(Records shown)
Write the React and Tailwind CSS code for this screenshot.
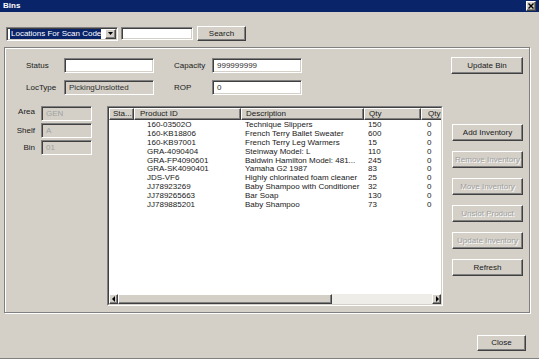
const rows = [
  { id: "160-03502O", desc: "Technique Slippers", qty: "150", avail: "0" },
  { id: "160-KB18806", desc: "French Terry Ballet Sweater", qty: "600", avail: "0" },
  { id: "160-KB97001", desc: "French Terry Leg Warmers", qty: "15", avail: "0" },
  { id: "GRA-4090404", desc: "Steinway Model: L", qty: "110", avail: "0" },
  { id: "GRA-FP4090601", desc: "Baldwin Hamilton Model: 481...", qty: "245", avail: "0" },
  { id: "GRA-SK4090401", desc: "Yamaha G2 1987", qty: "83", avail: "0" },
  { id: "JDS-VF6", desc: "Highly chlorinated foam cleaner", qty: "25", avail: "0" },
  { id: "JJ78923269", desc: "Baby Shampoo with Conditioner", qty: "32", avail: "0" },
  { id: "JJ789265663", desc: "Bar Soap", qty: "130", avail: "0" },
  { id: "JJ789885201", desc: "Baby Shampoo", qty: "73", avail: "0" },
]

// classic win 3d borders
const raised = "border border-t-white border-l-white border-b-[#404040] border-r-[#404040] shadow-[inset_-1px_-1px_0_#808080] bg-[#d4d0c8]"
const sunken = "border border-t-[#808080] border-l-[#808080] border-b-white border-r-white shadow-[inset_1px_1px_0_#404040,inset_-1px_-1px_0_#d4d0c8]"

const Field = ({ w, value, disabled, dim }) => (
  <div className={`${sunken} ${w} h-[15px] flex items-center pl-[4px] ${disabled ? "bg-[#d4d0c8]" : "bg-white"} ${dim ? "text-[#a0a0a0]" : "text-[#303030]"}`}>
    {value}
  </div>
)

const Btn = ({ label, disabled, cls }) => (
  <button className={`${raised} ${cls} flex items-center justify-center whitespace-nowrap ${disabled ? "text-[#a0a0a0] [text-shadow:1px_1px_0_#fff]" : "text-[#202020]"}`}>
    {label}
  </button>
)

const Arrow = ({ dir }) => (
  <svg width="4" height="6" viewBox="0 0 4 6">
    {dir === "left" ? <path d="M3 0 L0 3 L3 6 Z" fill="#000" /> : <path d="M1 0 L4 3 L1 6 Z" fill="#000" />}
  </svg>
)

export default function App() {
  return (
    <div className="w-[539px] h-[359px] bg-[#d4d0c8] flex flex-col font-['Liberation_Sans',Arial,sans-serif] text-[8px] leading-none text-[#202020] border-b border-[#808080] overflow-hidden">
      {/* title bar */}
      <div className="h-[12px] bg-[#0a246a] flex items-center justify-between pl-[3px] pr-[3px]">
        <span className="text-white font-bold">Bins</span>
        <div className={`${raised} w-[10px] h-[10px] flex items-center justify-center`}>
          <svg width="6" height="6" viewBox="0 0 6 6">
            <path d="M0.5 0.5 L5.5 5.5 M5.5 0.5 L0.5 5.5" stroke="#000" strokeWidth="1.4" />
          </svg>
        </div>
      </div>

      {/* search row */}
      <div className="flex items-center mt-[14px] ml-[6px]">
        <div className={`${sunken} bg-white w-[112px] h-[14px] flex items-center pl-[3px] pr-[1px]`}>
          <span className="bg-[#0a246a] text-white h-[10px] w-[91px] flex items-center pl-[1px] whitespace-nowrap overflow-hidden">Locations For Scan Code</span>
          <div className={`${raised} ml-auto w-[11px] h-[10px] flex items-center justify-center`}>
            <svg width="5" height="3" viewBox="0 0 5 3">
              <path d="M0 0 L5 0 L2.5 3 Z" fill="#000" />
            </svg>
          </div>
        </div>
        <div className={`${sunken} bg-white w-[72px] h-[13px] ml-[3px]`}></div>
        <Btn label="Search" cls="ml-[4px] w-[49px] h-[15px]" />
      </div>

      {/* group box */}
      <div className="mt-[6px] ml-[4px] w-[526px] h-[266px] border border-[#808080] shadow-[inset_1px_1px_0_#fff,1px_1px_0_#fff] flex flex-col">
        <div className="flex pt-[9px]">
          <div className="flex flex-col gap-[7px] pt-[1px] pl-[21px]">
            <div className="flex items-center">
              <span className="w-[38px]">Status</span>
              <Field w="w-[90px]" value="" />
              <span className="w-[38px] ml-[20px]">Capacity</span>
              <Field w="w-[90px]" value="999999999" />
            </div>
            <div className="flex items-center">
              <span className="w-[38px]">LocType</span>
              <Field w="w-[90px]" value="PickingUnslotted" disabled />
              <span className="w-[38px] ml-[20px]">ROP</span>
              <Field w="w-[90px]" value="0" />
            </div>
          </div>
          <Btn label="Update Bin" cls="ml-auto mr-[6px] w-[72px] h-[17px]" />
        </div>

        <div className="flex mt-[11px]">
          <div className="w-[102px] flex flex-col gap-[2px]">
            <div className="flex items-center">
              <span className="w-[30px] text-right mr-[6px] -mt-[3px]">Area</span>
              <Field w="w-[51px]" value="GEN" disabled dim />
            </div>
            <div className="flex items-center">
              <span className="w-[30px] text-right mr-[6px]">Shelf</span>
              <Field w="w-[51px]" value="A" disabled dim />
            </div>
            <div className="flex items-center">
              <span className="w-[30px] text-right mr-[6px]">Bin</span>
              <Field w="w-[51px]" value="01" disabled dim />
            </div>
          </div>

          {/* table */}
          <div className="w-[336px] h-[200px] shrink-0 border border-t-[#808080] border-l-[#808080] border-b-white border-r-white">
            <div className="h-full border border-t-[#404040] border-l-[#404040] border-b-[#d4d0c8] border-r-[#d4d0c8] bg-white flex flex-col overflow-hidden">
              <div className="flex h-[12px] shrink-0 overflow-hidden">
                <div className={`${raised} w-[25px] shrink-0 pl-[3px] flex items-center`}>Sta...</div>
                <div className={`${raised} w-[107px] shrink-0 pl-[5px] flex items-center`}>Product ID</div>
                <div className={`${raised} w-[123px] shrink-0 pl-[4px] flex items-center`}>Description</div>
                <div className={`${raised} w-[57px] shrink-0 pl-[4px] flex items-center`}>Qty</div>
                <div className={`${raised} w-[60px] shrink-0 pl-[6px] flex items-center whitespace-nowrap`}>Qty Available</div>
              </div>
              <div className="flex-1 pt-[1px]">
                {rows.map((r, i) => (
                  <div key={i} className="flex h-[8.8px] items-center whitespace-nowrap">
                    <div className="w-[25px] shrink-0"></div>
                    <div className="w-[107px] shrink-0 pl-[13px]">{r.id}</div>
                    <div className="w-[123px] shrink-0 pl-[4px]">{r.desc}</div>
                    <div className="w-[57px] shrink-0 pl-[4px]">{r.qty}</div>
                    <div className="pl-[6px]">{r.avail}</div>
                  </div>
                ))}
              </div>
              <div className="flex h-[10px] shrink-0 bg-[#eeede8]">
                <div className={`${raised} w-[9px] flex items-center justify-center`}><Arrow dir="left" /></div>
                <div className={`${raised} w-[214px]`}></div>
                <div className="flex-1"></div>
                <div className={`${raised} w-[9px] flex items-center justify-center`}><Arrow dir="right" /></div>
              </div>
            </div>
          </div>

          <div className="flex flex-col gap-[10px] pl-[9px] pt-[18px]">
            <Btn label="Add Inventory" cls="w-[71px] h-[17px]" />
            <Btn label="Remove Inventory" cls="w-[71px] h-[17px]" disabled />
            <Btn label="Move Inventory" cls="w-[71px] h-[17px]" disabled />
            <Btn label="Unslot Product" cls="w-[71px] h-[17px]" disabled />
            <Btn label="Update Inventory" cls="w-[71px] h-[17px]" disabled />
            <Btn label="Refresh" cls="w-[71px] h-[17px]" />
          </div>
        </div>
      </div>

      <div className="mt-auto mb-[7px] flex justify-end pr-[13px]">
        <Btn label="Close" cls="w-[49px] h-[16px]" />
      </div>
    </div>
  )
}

...

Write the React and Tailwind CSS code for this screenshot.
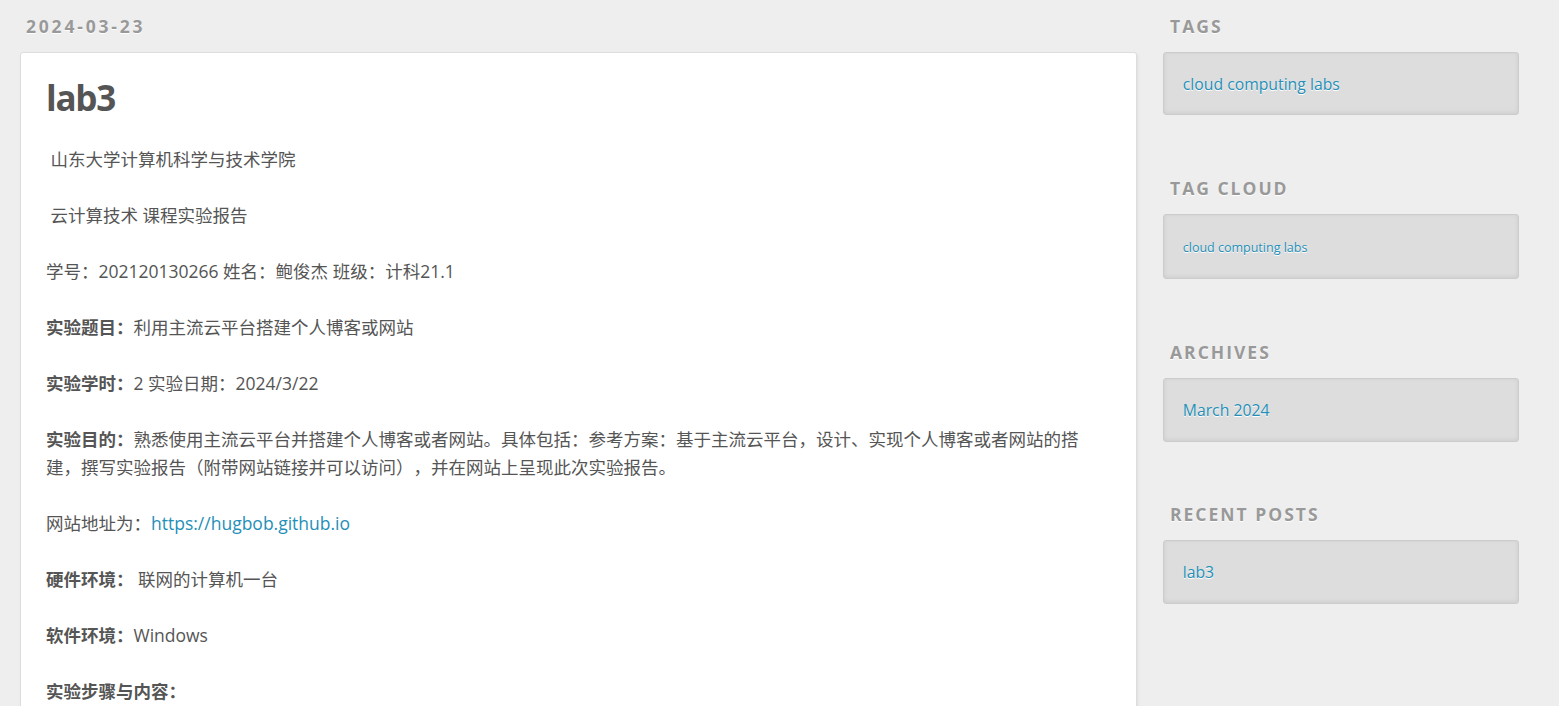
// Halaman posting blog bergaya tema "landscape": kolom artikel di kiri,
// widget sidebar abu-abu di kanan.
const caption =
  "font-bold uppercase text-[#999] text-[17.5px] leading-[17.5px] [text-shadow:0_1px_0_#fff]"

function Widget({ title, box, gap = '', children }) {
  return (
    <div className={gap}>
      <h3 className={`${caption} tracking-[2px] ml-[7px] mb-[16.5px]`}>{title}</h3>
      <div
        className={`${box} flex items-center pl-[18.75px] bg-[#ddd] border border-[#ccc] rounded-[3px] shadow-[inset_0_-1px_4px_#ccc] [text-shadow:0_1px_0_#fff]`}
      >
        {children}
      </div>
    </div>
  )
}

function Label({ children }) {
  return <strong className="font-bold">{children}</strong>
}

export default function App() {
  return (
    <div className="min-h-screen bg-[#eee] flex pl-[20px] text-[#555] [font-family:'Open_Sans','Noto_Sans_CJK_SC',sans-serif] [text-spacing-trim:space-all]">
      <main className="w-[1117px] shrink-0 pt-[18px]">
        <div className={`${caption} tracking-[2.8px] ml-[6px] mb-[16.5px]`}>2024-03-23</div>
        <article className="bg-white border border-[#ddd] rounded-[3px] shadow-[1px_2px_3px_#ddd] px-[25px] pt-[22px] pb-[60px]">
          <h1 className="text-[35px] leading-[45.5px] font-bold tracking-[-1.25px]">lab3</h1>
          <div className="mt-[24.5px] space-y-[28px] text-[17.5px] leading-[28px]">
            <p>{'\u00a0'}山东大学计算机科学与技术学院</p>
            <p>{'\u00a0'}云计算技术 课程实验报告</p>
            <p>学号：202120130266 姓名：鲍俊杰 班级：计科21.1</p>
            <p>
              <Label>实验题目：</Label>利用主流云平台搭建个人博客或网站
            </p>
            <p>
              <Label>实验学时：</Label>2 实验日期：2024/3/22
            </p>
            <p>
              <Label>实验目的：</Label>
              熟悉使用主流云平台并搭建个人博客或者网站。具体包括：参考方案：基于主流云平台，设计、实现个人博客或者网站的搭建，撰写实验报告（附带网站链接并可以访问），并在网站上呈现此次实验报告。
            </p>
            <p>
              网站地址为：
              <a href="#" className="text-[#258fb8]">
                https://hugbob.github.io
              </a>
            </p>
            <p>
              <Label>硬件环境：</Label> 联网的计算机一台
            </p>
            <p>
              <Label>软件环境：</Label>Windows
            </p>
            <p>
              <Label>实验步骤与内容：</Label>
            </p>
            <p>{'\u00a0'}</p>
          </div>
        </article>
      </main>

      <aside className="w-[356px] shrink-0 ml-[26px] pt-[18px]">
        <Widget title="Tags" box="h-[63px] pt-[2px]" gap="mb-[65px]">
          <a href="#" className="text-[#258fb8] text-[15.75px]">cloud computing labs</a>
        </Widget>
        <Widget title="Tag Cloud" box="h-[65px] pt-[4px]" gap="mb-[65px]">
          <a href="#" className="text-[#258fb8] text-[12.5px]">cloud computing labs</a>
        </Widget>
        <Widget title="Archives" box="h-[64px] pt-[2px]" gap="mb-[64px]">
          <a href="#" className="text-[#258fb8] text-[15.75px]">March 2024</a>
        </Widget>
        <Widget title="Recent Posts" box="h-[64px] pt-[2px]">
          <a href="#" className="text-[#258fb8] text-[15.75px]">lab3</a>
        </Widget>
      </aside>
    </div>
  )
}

* * *

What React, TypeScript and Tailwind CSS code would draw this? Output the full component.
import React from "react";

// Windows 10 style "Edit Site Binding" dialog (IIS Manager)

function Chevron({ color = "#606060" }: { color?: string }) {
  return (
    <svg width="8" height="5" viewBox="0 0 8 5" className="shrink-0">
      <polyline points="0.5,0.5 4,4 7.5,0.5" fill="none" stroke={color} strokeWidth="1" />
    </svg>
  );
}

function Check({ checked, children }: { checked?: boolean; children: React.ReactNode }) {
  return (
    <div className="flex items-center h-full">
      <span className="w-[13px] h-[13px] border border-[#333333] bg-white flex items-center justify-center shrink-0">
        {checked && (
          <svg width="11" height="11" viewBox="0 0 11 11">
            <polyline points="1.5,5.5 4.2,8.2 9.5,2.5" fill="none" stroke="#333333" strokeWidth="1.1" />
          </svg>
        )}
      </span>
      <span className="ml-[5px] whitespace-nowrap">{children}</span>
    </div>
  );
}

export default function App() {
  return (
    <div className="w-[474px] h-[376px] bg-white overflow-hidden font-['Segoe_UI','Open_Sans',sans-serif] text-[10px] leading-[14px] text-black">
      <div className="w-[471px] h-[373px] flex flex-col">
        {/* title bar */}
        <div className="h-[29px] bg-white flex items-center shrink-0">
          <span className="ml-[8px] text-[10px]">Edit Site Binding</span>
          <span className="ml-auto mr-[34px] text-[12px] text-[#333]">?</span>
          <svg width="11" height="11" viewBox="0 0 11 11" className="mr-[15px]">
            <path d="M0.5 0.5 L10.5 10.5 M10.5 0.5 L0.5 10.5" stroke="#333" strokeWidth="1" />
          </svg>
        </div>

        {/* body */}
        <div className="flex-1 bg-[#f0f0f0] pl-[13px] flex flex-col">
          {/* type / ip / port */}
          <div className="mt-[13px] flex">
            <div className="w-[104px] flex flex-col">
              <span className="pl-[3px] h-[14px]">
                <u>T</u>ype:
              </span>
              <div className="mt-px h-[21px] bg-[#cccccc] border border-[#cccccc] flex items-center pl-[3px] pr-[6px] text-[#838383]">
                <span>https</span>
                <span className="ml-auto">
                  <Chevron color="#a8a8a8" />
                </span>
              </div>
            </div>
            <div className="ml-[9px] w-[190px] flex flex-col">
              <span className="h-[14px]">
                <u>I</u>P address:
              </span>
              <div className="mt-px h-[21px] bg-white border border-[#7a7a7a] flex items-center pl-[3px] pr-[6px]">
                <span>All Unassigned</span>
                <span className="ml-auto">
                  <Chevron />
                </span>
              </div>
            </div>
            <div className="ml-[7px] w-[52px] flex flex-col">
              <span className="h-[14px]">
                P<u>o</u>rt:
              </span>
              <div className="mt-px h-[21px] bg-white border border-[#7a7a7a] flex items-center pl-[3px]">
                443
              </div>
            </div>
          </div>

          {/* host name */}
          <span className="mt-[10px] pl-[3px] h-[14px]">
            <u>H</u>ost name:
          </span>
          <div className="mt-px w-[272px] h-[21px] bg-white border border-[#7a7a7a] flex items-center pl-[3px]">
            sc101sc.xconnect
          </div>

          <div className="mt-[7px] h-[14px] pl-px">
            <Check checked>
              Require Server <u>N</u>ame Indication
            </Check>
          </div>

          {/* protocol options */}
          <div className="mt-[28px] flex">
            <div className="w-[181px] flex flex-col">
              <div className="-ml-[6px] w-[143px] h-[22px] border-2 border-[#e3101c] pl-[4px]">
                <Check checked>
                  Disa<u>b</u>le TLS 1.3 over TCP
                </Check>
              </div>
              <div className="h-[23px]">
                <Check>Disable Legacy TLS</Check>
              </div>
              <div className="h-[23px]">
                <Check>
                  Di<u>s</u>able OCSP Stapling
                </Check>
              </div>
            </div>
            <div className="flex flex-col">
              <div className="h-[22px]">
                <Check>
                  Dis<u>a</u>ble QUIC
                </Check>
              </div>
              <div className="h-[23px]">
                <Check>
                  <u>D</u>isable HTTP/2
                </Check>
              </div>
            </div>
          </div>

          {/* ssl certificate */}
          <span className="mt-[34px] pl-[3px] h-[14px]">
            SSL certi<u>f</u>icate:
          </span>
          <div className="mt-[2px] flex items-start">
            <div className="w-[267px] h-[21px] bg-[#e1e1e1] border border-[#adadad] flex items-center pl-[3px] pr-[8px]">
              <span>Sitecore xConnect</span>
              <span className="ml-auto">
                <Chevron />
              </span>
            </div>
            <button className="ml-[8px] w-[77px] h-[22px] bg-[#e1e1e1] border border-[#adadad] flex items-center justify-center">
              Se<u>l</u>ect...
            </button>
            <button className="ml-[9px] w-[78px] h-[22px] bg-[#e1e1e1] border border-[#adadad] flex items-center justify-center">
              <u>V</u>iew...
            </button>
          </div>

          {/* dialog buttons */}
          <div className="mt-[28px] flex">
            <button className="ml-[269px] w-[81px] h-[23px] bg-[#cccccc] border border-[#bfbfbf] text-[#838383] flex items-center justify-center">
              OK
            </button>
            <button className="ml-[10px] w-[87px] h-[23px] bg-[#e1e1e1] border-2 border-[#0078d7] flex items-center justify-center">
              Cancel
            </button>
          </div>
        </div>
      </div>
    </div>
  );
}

(Exercise goal)
In the material above, show every line where the word "full" turns up.

(Task output)
            <div className="h-full border border-t-[#404040] border-l-[#404040] border-b-[#d4d0c8] border-r-[#d4d0c8] bg-white flex flex-col overflow-hidden">
What React, TypeScript and Tailwind CSS code would draw this? Output the full component.
    <div className="flex items-center h-full">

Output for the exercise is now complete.